# [Stated problem]
From the listing below, extract every line containing "this".

Entries with page source code
.....

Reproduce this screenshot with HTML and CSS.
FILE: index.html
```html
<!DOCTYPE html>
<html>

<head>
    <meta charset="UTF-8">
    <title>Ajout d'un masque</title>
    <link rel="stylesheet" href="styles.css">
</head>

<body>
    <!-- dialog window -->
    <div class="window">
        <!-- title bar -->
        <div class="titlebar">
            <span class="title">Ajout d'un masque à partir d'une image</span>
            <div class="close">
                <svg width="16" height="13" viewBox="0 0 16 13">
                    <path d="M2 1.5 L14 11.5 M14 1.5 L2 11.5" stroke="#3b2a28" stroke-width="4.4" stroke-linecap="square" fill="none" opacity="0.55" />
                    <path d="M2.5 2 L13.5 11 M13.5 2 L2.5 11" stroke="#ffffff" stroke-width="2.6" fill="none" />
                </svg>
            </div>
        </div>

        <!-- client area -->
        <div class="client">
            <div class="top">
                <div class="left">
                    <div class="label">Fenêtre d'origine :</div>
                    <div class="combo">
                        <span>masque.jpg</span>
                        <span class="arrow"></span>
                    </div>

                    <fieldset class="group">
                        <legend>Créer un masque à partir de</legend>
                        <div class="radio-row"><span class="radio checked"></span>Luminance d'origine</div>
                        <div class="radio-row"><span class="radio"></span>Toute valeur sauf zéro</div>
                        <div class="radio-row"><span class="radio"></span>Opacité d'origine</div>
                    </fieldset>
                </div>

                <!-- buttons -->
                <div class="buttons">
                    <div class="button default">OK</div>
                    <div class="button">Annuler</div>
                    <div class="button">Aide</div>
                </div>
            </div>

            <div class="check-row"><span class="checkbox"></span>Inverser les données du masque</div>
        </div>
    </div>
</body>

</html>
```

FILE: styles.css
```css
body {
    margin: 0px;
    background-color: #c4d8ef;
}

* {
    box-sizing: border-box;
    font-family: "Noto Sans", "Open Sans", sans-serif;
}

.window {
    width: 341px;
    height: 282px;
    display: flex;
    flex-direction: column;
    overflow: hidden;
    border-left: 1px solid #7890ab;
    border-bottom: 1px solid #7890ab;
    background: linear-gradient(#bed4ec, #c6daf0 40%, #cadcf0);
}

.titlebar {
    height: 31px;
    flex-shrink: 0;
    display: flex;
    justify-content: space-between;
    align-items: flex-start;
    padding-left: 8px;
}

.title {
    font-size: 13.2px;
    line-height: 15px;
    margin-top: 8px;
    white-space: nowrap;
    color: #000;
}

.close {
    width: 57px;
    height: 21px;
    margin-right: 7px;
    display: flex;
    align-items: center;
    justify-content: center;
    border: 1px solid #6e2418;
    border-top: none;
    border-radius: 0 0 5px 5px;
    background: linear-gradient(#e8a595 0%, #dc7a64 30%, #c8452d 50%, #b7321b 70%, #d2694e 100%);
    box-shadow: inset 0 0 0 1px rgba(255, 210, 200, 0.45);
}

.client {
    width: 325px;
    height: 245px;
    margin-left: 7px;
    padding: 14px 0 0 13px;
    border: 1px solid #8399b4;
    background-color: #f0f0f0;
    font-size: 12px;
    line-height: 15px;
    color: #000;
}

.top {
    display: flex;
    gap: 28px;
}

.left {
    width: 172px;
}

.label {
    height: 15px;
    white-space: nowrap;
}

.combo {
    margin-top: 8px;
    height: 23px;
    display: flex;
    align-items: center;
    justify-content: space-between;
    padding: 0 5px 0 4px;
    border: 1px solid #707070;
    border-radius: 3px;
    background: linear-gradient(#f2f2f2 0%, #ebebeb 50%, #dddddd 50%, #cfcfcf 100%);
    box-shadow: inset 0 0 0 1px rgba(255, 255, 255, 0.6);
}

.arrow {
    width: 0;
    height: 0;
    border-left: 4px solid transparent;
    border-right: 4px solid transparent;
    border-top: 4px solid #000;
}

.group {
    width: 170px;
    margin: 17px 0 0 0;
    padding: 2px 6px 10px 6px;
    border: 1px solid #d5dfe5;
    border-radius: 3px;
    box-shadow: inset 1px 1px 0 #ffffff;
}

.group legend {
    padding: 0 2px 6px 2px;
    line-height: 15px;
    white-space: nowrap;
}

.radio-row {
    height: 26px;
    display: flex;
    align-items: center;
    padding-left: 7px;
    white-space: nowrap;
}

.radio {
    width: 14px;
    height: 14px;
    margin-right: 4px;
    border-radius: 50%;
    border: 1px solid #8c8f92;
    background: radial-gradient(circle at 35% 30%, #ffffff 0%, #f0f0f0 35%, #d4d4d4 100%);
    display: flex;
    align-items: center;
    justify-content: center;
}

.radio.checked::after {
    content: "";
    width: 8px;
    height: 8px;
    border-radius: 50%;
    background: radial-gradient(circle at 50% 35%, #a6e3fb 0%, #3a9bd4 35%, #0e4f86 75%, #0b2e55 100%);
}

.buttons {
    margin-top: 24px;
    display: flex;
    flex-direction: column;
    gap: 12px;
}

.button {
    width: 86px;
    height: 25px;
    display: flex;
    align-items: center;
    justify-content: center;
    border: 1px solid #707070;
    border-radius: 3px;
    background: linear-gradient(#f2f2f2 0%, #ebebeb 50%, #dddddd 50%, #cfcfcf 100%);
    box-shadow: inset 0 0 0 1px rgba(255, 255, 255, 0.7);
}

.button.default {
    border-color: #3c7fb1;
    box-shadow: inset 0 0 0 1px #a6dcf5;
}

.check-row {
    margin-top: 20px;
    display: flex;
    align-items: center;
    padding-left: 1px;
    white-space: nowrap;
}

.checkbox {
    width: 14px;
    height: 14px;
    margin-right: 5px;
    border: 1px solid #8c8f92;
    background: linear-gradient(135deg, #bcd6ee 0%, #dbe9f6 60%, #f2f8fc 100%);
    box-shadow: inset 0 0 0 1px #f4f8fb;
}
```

.....

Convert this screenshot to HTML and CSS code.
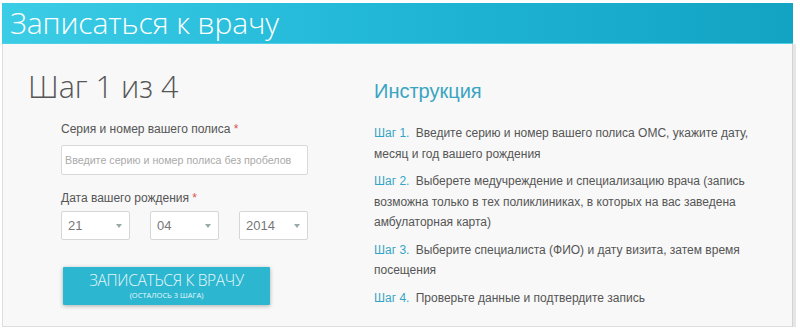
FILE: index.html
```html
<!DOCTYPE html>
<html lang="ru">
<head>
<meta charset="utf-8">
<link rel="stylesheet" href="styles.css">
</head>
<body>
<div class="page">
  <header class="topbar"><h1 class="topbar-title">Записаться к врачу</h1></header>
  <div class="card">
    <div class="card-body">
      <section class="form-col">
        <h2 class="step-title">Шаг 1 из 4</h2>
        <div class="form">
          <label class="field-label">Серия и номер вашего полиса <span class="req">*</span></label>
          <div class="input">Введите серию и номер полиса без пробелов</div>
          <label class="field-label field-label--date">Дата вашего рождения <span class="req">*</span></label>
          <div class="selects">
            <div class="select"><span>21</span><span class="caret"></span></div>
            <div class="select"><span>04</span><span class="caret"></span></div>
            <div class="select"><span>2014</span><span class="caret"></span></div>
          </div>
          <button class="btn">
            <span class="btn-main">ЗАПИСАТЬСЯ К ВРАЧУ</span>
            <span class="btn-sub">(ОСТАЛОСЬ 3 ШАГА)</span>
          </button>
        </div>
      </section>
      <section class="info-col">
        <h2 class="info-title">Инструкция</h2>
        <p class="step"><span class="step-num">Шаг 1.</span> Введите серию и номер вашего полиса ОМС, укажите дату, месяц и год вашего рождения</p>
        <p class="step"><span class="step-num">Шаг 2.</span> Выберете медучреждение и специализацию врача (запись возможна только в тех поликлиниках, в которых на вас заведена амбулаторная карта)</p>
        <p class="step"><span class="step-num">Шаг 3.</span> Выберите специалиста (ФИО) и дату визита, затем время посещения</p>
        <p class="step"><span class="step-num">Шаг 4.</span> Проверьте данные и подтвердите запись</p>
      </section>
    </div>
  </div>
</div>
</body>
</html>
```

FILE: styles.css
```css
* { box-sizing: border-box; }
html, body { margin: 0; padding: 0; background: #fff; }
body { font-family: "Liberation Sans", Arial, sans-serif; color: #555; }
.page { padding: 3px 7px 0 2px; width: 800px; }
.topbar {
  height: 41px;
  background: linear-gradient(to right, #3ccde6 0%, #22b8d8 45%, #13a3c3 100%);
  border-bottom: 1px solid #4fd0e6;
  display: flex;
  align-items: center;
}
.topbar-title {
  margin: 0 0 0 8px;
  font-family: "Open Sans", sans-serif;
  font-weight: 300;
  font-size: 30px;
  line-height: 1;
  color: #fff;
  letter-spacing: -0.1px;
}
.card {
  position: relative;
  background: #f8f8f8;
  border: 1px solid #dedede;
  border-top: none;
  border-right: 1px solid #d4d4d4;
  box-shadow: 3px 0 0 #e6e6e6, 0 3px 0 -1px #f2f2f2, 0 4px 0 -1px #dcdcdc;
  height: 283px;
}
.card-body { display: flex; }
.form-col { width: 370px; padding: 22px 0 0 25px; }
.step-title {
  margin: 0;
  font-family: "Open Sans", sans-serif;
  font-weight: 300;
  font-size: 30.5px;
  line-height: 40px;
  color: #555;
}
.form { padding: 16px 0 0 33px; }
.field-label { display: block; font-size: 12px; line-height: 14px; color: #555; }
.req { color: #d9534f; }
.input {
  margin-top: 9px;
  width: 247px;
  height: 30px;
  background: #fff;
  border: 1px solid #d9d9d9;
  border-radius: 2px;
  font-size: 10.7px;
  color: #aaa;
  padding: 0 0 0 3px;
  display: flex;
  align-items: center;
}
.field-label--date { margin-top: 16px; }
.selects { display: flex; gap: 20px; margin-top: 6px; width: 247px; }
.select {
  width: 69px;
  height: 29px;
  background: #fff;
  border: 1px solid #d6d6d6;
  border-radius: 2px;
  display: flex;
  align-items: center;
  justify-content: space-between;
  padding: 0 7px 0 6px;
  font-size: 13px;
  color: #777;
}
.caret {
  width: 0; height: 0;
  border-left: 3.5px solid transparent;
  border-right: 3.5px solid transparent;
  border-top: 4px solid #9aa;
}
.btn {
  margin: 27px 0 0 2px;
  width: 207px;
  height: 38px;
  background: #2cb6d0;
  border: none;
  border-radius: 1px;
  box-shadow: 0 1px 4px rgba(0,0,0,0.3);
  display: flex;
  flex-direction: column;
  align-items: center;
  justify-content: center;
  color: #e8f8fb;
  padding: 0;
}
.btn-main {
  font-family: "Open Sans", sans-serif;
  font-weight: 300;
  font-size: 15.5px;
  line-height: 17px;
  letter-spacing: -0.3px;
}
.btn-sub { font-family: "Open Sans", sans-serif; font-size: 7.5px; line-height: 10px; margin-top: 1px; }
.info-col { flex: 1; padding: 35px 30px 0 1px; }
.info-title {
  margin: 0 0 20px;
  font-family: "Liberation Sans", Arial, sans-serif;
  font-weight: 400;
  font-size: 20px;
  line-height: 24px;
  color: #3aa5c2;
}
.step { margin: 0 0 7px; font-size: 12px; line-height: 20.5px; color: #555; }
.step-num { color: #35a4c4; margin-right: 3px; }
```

.....

# [Problem solution]
Reproduce this screenshot with HTML and CSS.
Convert this screenshot to HTML and CSS code.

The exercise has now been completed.